Whether an attorney needs to be present when negotiating a business for purchase is primarily a tactical decision that depends upon the personalities involved, the type of business, how effective the broker is, who’s involved in the transaction and so forth. Often times, the best negotiation can occur between the buyer and the seller directly. Other times, the best negotiation occurs when the negotiations are being conducted by the brokers. And, at other times, an attorney can step in to negotiate very effectively on behalf of the buyer or a seller for that matter, especially when the principals or brokers have reached an impasse. Hence, the decision of when to bring an attorney into the actual negotiation is a tactical decision.
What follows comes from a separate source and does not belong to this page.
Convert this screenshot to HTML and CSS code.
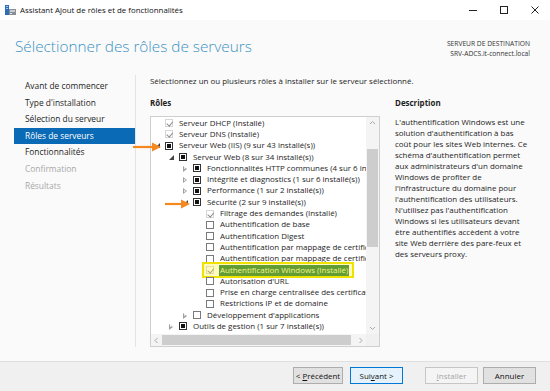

However, what is not up for grabs is whether an attorney should be involved at all. Our answer to that is “absolutely.” Whether an individual is buying or selling a business; buying or selling real estates, or buying or selling an asset of any nature; an attorney – particularly one who is independently experienced in business, real estate, and transactions – brings a completely different perspective to the deal and can provide massive value to the process. So our advice is simple enough – get an attorney involved in the transaction at the earliest stage possible and then use the attorney as is appropriate while it unfolds.

Years ago, Larry Pino created one of the very first renditions of “template legal contracts” called, The Desktop Lawyer. We sold tens of thousands of those programs in hard copy as well as in software. As a matter of fact, Costco picked them up and we sold hundreds of thousands more with The Desktop Lawyer Documents as well as the Checklists which Larry created. In fact, while he ended up selling off that entire product years ago, a number of the Documents and Checklists are still available on complimentary basis.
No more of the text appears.